Pupils, and students in the sixth form, benefit from a strong personal development curriculum. They gain the knowledge and understanding that they need in order to live safe and happy lives. Staff provide many extra opportunities and school trips.

Many pupils take advantage of these opportunities to learn about the wider world. They enjoy taking part in competitions at regional and national level.

What does the school do well and what does it need to do better?

Leaders, including trustees, have ensured that all pupils, including those in the sixth form, have access to a high-quality curriculum.

Pupils at key stage 4 and students at key stage 5 can choose to study a wide range of academic, arts-based, technical and vocational subjects. The subjects meet pupils' diverse interests and needs. Pupils, and students in the sixth form, are well prepared for the next stage of their education, employment or training.

Subject leaders have designed the subject curriculums well. They have thought carefully about the order in which curriculum content should be taught so that pupils can build their knowledge over time. In most subjects, pupils can remember in detail all that they need to know for future success.

Typically, teachers deliver the curriculums well across the school. Teachers have good subject knowledge. In the sixth form, students learn well.

Teachers explain topics clearly to pupils and students of all ages using well-designed resources.

Most teachers use effective strategies to check that pupils and students have learned the intended curriculum. However, some teachers miss opportunities to check that all pupils have fully understood the essential knowledge defined in the subject curriculums.

This affects how well some pupils progress through the curriculum.

Pupils behave well around the large school site. Sixth-form students enjoy their own spacious study and dining areas.

This supports their social skills and contributes to their mature attitudes. Lessons across the school typically take place without disruption. Leaders study patterns of behaviour and act swiftly if they identify any problems.

Leaders have improved the attendance of all groups of pupils.

Leaders accurately identify the needs of pupils with SEND. Teachers and learning support assistants use the information that leaders provide to support pupils with SEND to learn well.

This helps pupils and students with SEND to progress through the same ambitious subject curriculums as their peers.

Leaders have effective systems in place to identify pupils whose reading knowledge is weak when they join the school.

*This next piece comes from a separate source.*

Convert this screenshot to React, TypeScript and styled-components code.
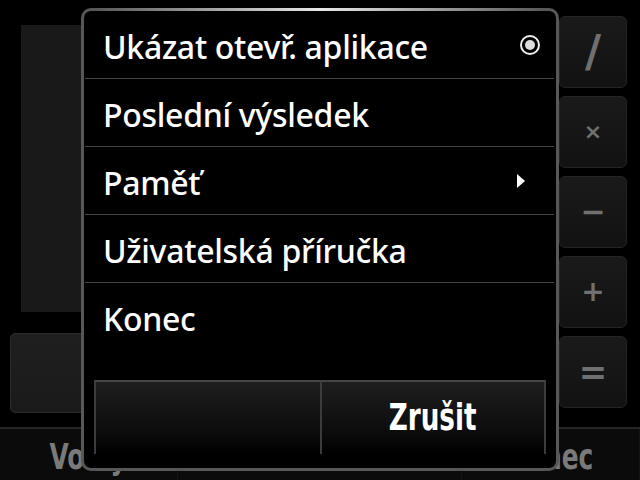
import styled, { createGlobalStyle } from 'styled-components';

const GlobalStyle = createGlobalStyle`
  html, body {
    margin: 0;
    padding: 0;
    background: #000;
  }
  * {
    box-sizing: border-box;
  }
`;

const Screen = styled.div`
  position: relative;
  width: 640px;
  height: 480px;
  overflow: hidden;
  background: #000;
  display: flex;
  flex-direction: column;
  font-family: "Noto Sans", "Open Sans", sans-serif;
`;

const Main = styled.div`
  flex: 1;
  display: flex;
`;

const LeftArea = styled.div`
  flex: 1;
  display: flex;
  flex-direction: column;
`;

const Display = styled.div`
  margin: 25px 20px 0 21px;
  height: 287px;
  background: #191919;
`;

const InputBox = styled.div`
  margin: 21px 20px 0 10px;
  height: 80px;
  border-radius: 5px;
  background: linear-gradient(#1f1f1f, #1a1a1a);
  border: 1px solid #2b2b2b;
`;

const OpsColumn = styled.div`
  display: flex;
  flex-direction: column;
  gap: 8px;
  padding-top: 16px;
  margin-right: 13px;
`;

const OpKey = styled.div<{ $size: number }>`
  width: 68px;
  height: 72px;
  border-radius: 6px;
  background: linear-gradient(#1a1a1a, #121212);
  border: 1px solid #242424;
  display: flex;
  align-items: center;
  justify-content: center;
  color: #707070;
  font-family: "DejaVu Sans", sans-serif;
  font-weight: bold;
  font-size: ${p => p.$size}px;
  line-height: 1;
`;

// the phone uses a narrow bold face for softkeys; squeeze a bold sans to match
const Narrow = styled.span`
  display: inline-block;
  transform: scaleX(0.69);
  font-family: "DejaVu Sans", sans-serif;
  font-weight: bold;
`;

const SoftkeyBar = styled.div`
  height: 53px;
  display: grid;
  grid-template-columns: 178px 1fr 178px;
  background: #0b0b0b;
  border-top: 2px solid #262626;
`;

const Softkey = styled.div`
  display: flex;
  align-items: center;
  justify-content: center;
  color: #7a7a7a;
  font-size: 36px;
  padding-top: 4px;
  border-right: 1px solid #151515;
`;

const Dialog = styled.div`
  position: absolute;
  left: 81px;
  top: 8px;
  width: 478px;
  height: 463px;
  border: 3px solid #575757;
  border-radius: 10px;
  background: #000;
  display: flex;
  flex-direction: column;

  &::before {
    content: "";
    position: absolute;
    top: -3px;
    left: 10px;
    right: 10px;
    height: 3px;
    background: linear-gradient(90deg, #575757, #e8e8e8 50%, #575757);
  }
`;

const MenuRow = styled.div<{ $last?: boolean }>`
  height: 68px;
  margin: 0 2px 0 1px;
  padding-left: 18px;
  display: flex;
  align-items: center;
  border-bottom: 1px solid ${p => (p.$last ? 'transparent' : '#444')};
  color: #fff;
  font-size: 32px;
  font-weight: 500;
  letter-spacing: -0.3px;
`;

const RowLabel = styled.span`
  flex: 1;
  padding-top: 3px;
`;

const Radio = styled.span`
  width: 20px;
  height: 20px;
  margin-right: 14px;
  border-radius: 50%;
  border: 2px solid #eee;
  display: flex;
  align-items: center;
  justify-content: center;

  &::after {
    content: "";
    width: 10px;
    height: 10px;
    border-radius: 50%;
    background: #ddd;
  }
`;

const Arrow = styled.span`
  width: 0;
  height: 0;
  margin-right: 29px;
  border-top: 7px solid transparent;
  border-bottom: 7px solid transparent;
  border-left: 8px solid #fff;
`;

const ButtonRow = styled.div`
  margin: 29px 10px 0 10px;
  height: 74px;
  display: grid;
  grid-template-columns: 1fr 1fr;
`;

const DialogButton = styled.div`
  display: flex;
  align-items: center;
  justify-content: center;
  background: linear-gradient(#1e1e1e, #0c0c0c 70%, #000);
  border-top: 2px solid #464646;
  border-left: 2px solid #3c3c3c;
  color: #fff;
  font-size: 38px;
  padding-bottom: 2px;

  &:last-child {
    border-right: 2px solid #3c3c3c;
  }
`;

const items = [
  { label: 'Ukázat otevř. aplikace', trail: 'radio' },
  { label: 'Poslední výsledek' },
  { label: 'Paměť', trail: 'arrow' },
  { label: 'Uživatelská příručka' },
  { label: 'Konec' },
];

const ops = [
  { s: '/', size: 44 },
  { s: '×', size: 22 },
  { s: '−', size: 30 },
  { s: '+', size: 28 },
  { s: '=', size: 34 },
];

const App = (): JSX.Element => {
  return (
    <Screen>
      <GlobalStyle />
      <Main>
        <LeftArea>
          <Display />
          <InputBox />
        </LeftArea>
        <OpsColumn>
          {ops.map(o => (
            <OpKey key={o.s} $size={o.size}>{o.s}</OpKey>
          ))}
        </OpsColumn>
      </Main>
      <SoftkeyBar>
        <Softkey><Narrow>Volby</Narrow></Softkey>
        <Softkey />
        <Softkey><Narrow>Konec</Narrow></Softkey>
      </SoftkeyBar>

      <Dialog>
        {items.map((it, i) => (
          <MenuRow key={it.label} $last={i === items.length - 1}>
            <RowLabel>{it.label}</RowLabel>
            {it.trail === 'radio' && <Radio />}
            {it.trail === 'arrow' && <Arrow />}
          </MenuRow>
        ))}
        <ButtonRow>
          <DialogButton />
          <DialogButton><Narrow>Zrušit</Narrow></DialogButton>
        </ButtonRow>
      </Dialog>
    </Screen>
  );
};

export default App;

These systems enable leaders to pinpoint and remedy the specific problems that individual pupils face with their reading.

This helps most pupils to quickly become confident and fluent readers. Leaders recognise that for some pupils the habit of reading widely and often is not well established. They are taking effective steps to develop a stronger reading culture across the school.

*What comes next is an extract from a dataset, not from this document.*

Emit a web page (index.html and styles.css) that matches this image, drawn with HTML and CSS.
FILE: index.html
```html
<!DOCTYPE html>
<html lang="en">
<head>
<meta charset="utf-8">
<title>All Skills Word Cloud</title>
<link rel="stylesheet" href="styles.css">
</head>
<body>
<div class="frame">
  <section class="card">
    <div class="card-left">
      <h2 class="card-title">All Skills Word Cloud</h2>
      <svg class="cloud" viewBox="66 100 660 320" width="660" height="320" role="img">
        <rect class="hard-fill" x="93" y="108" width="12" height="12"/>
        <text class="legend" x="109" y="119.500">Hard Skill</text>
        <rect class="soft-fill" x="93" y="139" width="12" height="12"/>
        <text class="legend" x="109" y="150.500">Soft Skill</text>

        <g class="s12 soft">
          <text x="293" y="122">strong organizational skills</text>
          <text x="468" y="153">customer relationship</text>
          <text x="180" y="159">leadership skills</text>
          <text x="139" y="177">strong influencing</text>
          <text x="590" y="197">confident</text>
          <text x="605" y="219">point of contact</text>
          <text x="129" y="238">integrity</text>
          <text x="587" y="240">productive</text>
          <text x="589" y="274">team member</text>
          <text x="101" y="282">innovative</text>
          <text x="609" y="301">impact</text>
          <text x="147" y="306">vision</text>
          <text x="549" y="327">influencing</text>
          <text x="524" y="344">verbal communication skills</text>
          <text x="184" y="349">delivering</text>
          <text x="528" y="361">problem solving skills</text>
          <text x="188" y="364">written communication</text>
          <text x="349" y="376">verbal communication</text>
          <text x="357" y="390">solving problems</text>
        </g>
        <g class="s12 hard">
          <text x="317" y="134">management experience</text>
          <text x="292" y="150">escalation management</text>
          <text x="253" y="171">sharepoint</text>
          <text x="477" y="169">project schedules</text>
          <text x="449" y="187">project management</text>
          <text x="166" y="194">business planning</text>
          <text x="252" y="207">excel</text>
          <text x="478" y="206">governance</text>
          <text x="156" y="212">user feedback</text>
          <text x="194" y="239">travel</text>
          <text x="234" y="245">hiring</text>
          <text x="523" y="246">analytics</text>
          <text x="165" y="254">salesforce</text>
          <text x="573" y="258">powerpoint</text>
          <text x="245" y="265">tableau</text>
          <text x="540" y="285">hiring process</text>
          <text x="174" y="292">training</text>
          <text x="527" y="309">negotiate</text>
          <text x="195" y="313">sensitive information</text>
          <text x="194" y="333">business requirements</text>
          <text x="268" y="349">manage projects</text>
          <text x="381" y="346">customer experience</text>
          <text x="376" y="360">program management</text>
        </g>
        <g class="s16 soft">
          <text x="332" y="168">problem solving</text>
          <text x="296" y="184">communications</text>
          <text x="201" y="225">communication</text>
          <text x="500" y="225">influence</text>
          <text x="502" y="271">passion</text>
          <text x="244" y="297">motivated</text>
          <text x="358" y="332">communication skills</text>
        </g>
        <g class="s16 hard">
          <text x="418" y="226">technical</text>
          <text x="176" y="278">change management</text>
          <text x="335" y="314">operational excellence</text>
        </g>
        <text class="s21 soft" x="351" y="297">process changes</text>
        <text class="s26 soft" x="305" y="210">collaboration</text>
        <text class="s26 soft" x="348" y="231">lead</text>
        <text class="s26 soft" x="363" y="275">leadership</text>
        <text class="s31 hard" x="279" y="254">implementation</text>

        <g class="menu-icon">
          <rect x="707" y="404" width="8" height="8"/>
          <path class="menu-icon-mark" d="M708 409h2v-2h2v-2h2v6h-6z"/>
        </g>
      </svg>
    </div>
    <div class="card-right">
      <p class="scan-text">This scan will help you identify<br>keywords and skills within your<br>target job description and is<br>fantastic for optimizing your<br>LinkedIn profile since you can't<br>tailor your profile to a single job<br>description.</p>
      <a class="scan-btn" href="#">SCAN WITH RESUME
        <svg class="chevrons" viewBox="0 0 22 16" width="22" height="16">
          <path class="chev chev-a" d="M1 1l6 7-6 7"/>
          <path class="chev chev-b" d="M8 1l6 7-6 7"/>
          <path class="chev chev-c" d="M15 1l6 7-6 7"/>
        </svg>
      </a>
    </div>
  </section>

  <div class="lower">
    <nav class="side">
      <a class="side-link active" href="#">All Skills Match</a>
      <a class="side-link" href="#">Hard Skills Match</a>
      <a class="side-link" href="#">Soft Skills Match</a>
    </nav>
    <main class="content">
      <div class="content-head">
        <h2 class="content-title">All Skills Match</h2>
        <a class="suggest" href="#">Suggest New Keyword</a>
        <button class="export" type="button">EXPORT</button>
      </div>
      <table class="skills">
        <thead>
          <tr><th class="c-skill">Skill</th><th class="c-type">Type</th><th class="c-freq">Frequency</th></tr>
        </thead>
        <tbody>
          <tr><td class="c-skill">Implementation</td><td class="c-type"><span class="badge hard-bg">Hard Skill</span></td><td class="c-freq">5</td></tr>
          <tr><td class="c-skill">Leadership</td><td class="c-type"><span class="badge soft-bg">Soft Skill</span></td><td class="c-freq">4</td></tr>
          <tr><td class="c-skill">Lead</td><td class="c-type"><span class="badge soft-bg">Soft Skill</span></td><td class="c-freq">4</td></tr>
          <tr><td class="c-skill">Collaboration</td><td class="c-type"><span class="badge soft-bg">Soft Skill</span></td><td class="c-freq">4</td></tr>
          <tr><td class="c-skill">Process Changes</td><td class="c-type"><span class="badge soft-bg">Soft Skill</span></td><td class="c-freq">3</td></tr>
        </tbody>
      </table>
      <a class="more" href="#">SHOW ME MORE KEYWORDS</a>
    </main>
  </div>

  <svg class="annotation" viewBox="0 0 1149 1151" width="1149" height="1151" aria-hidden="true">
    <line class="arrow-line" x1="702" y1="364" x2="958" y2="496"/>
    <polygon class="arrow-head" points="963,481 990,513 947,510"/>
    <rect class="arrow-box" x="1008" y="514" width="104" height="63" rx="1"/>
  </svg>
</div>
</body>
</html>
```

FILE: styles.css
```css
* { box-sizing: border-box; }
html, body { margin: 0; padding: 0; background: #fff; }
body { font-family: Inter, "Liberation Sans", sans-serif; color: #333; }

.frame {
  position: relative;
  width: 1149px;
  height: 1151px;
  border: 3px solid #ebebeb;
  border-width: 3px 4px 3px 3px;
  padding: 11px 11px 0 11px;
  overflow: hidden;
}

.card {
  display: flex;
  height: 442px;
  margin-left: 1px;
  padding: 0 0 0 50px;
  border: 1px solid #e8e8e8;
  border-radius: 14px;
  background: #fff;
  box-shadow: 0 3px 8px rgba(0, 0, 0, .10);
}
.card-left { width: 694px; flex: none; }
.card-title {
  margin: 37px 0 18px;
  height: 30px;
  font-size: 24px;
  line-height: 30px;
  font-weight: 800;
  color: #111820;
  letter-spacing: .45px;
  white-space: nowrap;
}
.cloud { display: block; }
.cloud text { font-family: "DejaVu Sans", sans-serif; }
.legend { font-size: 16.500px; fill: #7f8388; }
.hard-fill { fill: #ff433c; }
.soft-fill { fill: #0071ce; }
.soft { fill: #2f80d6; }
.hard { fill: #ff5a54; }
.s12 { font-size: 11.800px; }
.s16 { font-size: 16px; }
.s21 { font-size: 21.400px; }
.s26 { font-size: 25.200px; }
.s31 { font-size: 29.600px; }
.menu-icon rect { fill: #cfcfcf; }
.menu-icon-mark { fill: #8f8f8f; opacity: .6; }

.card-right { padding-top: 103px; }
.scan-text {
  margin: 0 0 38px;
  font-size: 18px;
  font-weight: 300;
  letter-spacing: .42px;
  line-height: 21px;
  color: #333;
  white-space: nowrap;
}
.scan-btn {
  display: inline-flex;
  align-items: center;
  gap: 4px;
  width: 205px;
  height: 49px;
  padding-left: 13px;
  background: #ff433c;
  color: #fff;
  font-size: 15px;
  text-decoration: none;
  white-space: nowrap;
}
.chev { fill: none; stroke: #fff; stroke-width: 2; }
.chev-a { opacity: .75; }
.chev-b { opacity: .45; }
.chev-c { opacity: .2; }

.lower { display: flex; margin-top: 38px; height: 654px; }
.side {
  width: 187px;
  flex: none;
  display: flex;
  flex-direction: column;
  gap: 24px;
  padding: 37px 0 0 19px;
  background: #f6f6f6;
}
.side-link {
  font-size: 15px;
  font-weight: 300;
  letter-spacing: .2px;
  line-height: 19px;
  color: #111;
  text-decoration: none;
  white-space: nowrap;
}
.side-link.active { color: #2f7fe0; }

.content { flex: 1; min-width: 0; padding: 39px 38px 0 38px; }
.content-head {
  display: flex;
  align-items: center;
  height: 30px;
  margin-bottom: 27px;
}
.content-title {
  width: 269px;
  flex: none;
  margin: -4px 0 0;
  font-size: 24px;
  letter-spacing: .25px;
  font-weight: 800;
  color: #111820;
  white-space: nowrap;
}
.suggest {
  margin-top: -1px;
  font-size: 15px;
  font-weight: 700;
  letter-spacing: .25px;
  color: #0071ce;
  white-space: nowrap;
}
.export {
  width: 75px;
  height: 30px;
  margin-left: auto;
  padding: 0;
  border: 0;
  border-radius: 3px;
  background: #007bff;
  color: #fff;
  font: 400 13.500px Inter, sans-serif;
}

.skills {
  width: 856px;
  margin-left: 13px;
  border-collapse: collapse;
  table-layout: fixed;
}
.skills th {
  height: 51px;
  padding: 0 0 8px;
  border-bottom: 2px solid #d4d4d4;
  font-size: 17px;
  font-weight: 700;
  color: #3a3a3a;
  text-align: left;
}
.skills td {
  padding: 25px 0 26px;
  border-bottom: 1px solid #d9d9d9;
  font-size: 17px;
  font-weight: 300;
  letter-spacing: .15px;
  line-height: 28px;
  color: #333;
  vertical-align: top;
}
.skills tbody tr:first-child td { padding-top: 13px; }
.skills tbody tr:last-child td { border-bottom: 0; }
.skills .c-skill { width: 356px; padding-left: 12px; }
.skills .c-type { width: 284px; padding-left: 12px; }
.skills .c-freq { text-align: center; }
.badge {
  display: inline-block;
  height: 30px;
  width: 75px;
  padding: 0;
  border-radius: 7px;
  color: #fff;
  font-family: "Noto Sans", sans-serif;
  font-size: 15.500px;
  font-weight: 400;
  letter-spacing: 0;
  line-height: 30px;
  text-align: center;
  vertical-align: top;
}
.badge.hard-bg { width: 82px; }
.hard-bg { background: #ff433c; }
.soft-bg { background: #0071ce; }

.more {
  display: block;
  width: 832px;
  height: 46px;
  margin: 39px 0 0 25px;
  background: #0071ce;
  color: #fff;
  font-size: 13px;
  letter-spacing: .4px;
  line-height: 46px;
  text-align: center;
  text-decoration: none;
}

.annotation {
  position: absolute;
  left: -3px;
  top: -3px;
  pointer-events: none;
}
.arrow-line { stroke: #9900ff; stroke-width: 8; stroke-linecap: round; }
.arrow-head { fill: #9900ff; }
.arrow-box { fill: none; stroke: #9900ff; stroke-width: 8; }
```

Sixth-form students told inspectors that leaders had consulted with them to design a personal development curriculum that truly reflected what teenagers wanted and needed to learn. The curriculum provides pupils with opportunities to learn about and discuss a wide range of issues. These include relationships, sex and health education, fairness and tolerance, and more practical issues such as managing money.

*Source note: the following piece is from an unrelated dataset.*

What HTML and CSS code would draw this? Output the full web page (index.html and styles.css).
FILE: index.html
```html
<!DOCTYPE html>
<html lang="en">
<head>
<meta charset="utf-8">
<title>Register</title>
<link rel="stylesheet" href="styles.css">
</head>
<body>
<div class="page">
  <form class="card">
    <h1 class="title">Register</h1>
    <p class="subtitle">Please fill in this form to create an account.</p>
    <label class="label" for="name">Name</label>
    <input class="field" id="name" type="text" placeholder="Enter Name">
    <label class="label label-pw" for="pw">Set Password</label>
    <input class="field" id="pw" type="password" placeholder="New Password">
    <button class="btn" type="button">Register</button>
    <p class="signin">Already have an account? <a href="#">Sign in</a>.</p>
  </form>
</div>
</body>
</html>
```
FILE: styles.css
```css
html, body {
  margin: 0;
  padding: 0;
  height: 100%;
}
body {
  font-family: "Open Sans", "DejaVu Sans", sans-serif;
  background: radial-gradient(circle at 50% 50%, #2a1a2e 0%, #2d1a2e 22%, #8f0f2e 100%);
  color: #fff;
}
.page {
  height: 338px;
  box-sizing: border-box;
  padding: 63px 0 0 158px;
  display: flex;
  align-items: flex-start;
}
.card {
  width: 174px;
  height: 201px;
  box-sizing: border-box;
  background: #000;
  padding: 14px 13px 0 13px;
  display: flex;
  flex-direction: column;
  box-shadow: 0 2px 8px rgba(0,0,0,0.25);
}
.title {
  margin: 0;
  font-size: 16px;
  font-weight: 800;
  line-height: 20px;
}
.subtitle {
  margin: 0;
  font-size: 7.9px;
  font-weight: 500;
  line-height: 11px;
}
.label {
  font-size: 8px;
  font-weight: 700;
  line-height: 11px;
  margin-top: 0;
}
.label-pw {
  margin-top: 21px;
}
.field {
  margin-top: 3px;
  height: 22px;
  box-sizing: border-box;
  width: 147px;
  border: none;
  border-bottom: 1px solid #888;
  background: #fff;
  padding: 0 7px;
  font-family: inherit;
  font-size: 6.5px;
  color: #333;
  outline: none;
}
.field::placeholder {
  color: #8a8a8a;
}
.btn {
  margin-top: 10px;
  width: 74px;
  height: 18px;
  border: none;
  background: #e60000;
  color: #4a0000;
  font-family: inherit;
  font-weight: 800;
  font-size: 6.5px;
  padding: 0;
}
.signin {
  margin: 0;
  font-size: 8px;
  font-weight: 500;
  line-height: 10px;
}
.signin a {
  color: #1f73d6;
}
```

Sixth-form students and younger pupils told inspectors that they receive age-appropriate careers education, information, advice and guidance. They have opportunities to receive independent careers advice. Recently, the school has introduced an 'aspirations' programme to encourage all pupils to aim high in their careers or further education choices.

Staff appreciate how leaders and trustees protect them from excessive workload. Trustees are well informed. They hold leaders to account and use their expertise to help leaders to further improve the quality of education.


The arrangements for safeguarding are effective.

There is a strong safeguarding culture across the school. Leaders ensure that all staff are kept up to date with pertinent safeguarding issues through regular training.

Staff know what to do if they have concerns about a pupil. They record all relevant information promptly. Leaders work well with external agencies to ensure that pupils and their families get the timely help that they need.

Pupils are knowledgeable about the potential dangers that they may encounter, either in the community or online.

What does the school need to do to improve?

(Information for the school and appropriate authority)

• On occasion, some teachers do not use assessment strategies well enough to check whether pupils have learned the essential knowledge in the curriculum. This means that some pupils' learning is uneven.

Leaders should ensure that all teachers understand how to use assessment strategies effectively to ascertain how well pupils have learned the curriculum. This is so that all pupils can build a rich body of knowledge across all subjects.


When we have judged a school to be good we will then normally go into the school about once every four years to confirm that the school remains good.

This is called a section 8 inspection of a good or outstanding school, because it is carried out under section 8 of the Education Act 2005. We do not give graded judgements on a section 8 inspection. However, if we find evidence that a school would now receive a higher or lower grade, then the next inspection will be a section 5 inspection.

Usually this is within one to two years of the date of the section 8 inspection. If we have serious concerns about safeguarding, behaviour or the quality of education, we will deem the section 8 inspection as a section 5 inspection immediately.

This is the second section 8 inspection since we judged the school to be good in May 2013.